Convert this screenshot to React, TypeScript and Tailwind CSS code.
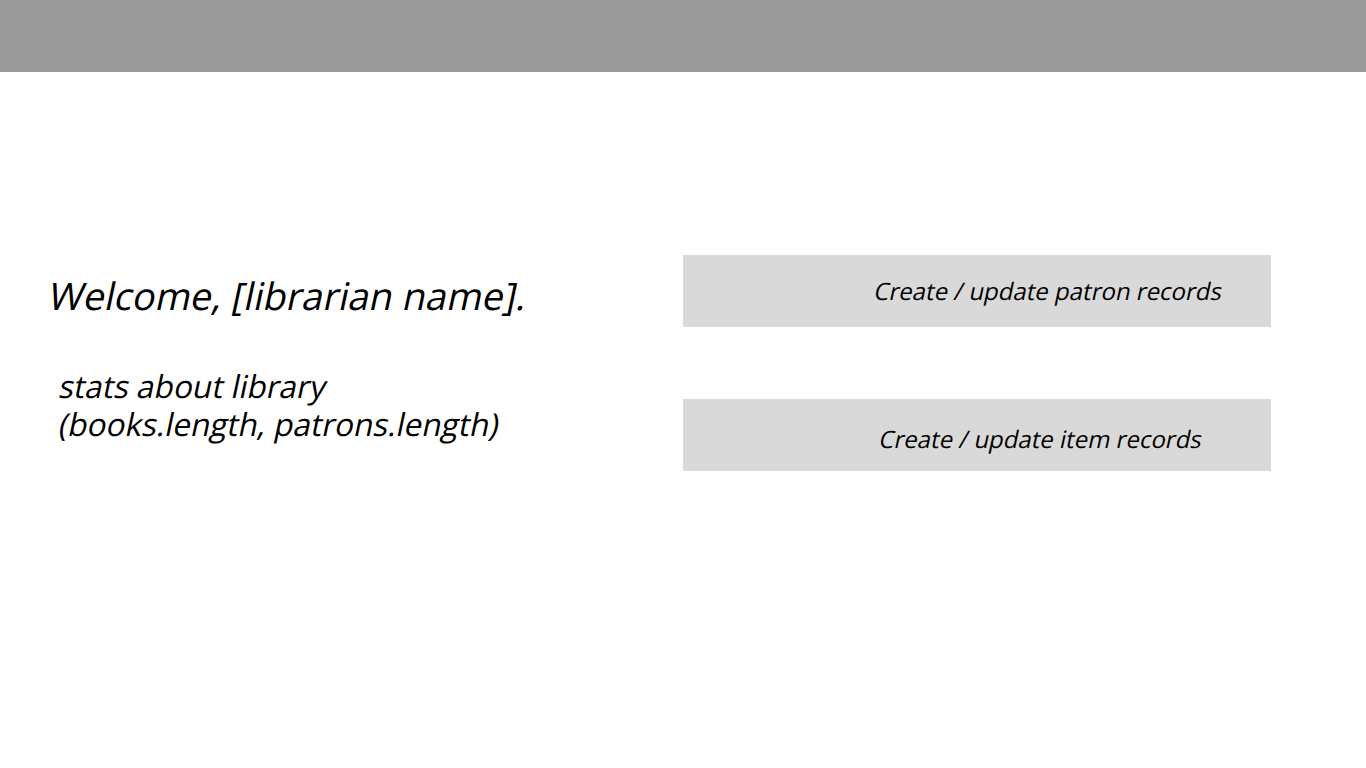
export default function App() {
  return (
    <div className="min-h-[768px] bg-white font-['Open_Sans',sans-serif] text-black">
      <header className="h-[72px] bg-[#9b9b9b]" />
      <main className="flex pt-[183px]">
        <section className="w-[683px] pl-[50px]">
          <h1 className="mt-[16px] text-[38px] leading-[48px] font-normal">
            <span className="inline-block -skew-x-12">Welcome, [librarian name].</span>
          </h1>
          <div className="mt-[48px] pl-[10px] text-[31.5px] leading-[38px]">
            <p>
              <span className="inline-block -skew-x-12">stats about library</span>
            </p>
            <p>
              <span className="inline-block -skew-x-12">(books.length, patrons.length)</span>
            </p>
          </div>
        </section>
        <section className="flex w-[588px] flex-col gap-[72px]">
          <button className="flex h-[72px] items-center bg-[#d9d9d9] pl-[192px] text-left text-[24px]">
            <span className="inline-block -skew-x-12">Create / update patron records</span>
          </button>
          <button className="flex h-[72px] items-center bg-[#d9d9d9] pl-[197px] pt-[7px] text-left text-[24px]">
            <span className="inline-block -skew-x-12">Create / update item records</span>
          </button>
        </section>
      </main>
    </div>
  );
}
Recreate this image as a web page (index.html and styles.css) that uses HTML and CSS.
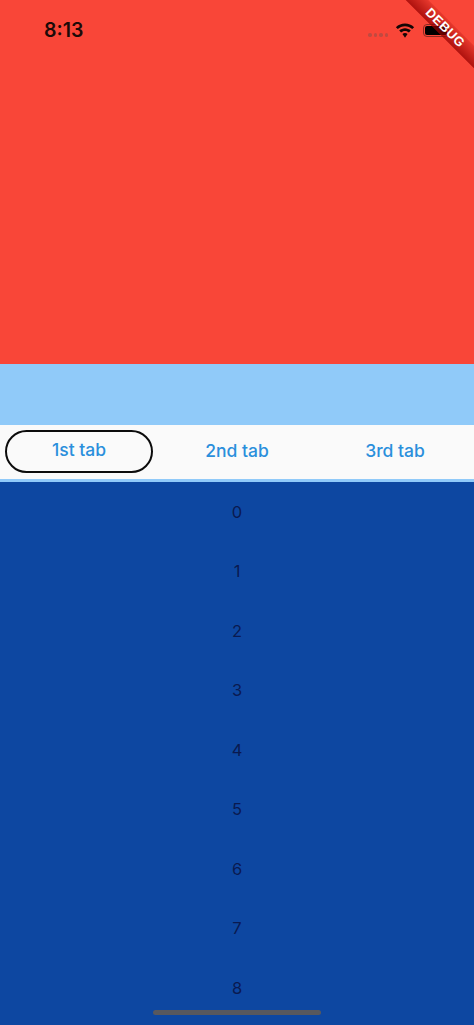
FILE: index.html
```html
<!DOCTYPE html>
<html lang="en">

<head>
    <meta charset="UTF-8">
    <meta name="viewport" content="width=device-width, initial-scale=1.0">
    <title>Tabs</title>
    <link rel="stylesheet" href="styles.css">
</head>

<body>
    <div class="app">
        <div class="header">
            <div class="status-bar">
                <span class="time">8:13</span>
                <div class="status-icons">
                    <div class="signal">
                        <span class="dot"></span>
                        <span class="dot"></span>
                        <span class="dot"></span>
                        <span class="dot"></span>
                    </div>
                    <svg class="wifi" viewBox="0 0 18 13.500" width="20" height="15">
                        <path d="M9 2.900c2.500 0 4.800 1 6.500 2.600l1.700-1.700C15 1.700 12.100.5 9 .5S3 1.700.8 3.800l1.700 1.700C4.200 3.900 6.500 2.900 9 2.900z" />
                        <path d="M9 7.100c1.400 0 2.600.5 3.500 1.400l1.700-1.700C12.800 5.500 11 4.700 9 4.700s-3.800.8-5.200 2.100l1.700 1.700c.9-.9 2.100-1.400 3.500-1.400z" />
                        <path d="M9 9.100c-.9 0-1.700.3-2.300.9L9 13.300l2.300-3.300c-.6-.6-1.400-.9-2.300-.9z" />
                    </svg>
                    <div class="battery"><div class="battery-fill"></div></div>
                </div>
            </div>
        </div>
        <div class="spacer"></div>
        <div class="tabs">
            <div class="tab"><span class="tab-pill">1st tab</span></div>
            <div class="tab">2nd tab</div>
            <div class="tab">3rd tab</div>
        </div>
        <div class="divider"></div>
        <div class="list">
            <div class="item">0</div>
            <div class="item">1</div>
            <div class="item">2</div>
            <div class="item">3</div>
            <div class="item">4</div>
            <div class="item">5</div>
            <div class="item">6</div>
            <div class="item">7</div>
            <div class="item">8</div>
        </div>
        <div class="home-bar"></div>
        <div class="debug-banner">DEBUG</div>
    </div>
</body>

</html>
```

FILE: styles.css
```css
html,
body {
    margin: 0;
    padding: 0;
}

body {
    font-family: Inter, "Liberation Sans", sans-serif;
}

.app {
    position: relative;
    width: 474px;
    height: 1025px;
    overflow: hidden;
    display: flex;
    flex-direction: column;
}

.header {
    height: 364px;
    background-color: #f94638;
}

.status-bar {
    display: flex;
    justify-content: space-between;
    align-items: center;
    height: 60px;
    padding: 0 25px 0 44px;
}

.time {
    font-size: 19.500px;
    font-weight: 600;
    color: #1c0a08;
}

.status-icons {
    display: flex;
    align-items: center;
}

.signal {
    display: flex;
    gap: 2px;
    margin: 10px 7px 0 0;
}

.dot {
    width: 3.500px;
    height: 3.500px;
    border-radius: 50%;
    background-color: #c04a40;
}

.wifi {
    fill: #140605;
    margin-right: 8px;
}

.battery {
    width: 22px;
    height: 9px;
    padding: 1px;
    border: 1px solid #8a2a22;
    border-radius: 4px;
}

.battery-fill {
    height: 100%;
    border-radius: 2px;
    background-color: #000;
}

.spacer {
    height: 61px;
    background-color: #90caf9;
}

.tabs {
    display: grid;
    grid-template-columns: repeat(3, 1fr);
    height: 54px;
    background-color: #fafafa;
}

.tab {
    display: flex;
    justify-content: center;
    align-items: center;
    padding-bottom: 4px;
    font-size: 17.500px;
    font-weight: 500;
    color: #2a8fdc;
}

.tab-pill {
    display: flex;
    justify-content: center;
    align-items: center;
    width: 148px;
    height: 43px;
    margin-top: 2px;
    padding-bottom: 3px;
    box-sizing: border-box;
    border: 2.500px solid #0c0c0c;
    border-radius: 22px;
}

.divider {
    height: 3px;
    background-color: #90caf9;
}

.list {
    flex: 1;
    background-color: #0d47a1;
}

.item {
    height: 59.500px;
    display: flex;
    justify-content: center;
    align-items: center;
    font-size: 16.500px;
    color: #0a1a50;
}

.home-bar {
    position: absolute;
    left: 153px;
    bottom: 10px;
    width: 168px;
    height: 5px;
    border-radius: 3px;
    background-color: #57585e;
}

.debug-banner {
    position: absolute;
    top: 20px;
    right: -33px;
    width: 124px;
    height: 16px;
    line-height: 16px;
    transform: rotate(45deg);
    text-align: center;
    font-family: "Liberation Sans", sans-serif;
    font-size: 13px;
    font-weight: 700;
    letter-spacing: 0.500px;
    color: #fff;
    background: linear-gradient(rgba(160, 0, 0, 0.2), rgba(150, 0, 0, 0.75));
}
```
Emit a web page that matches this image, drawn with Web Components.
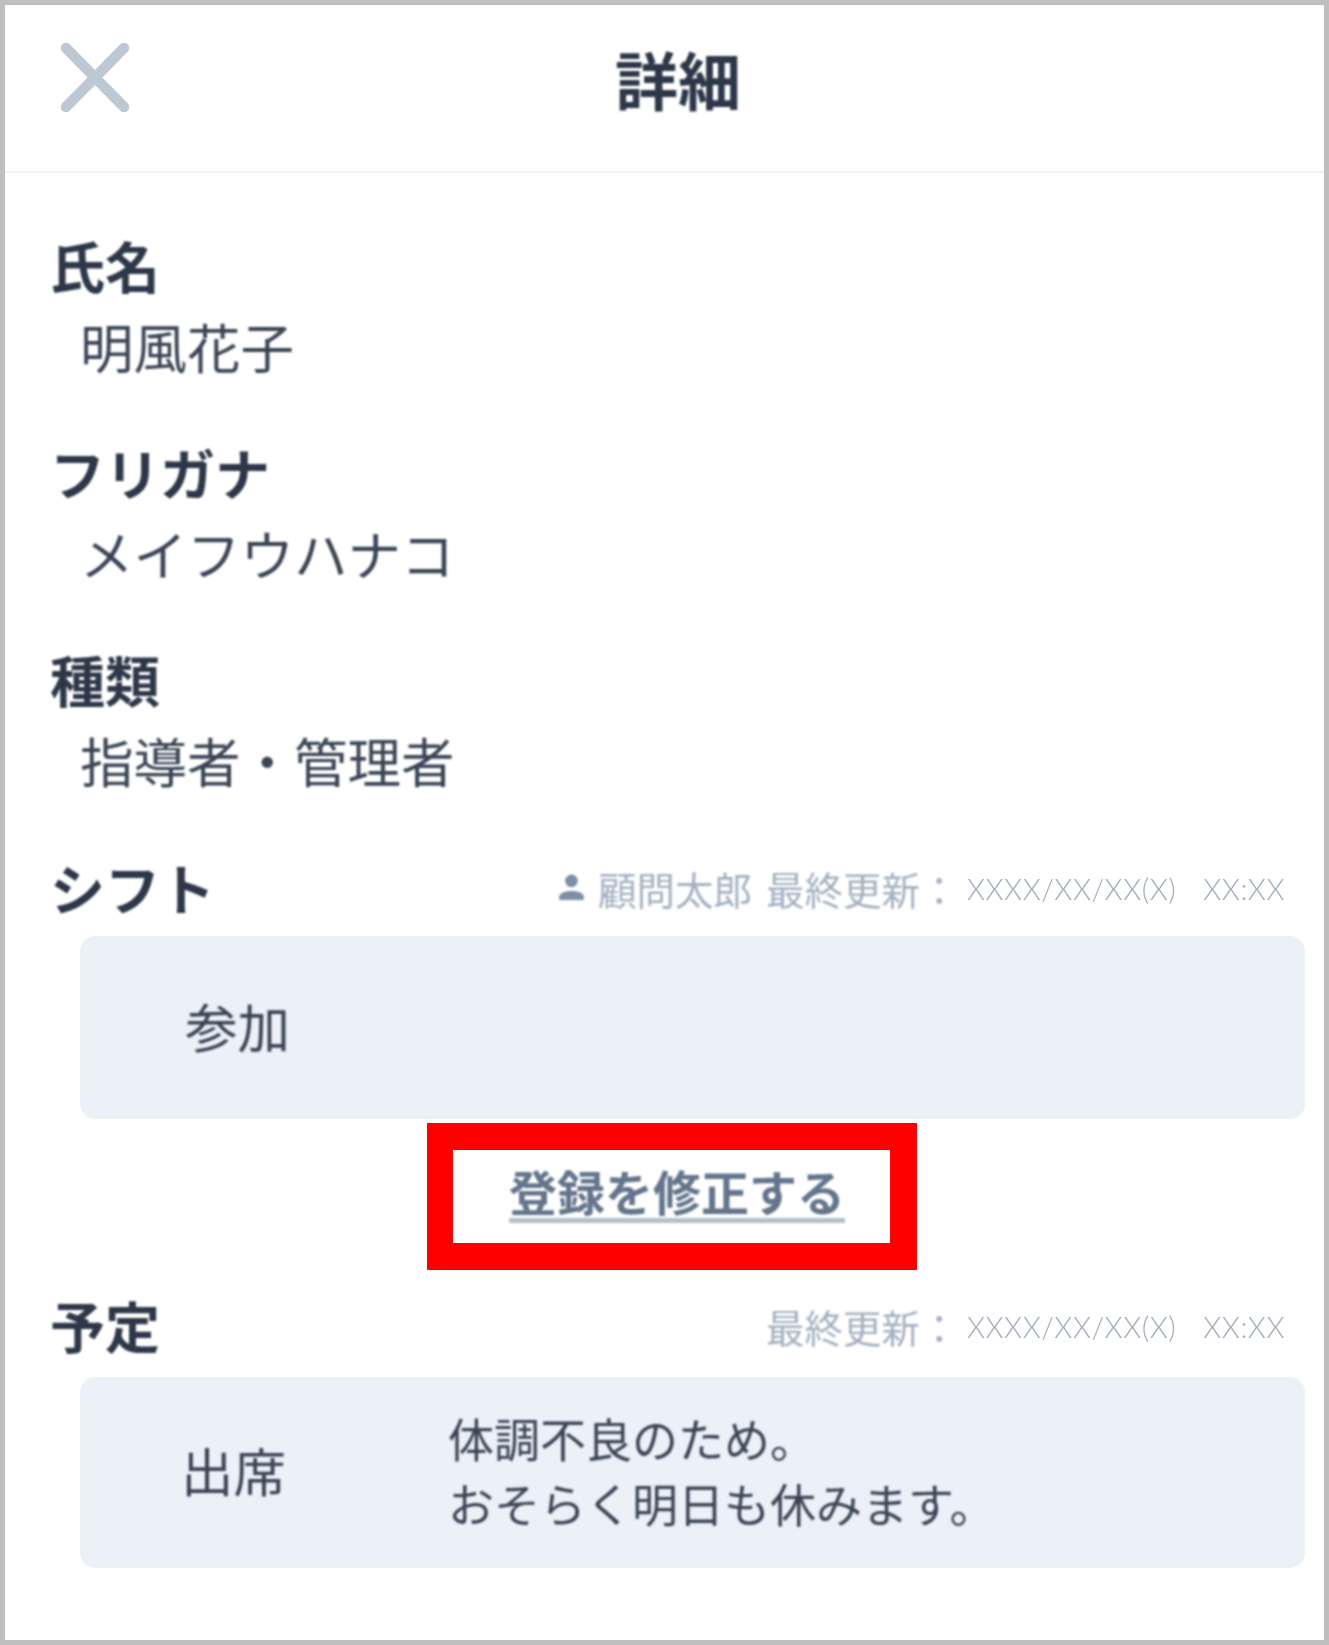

• • • •

- [Required task] Show every line from the entries above in which "page" appears.

- [The reply]
Recreate this image as a web page (index.html and styles.css) that uses HTML and CSS.
Emit a web page that matches this image, drawn with Web Components.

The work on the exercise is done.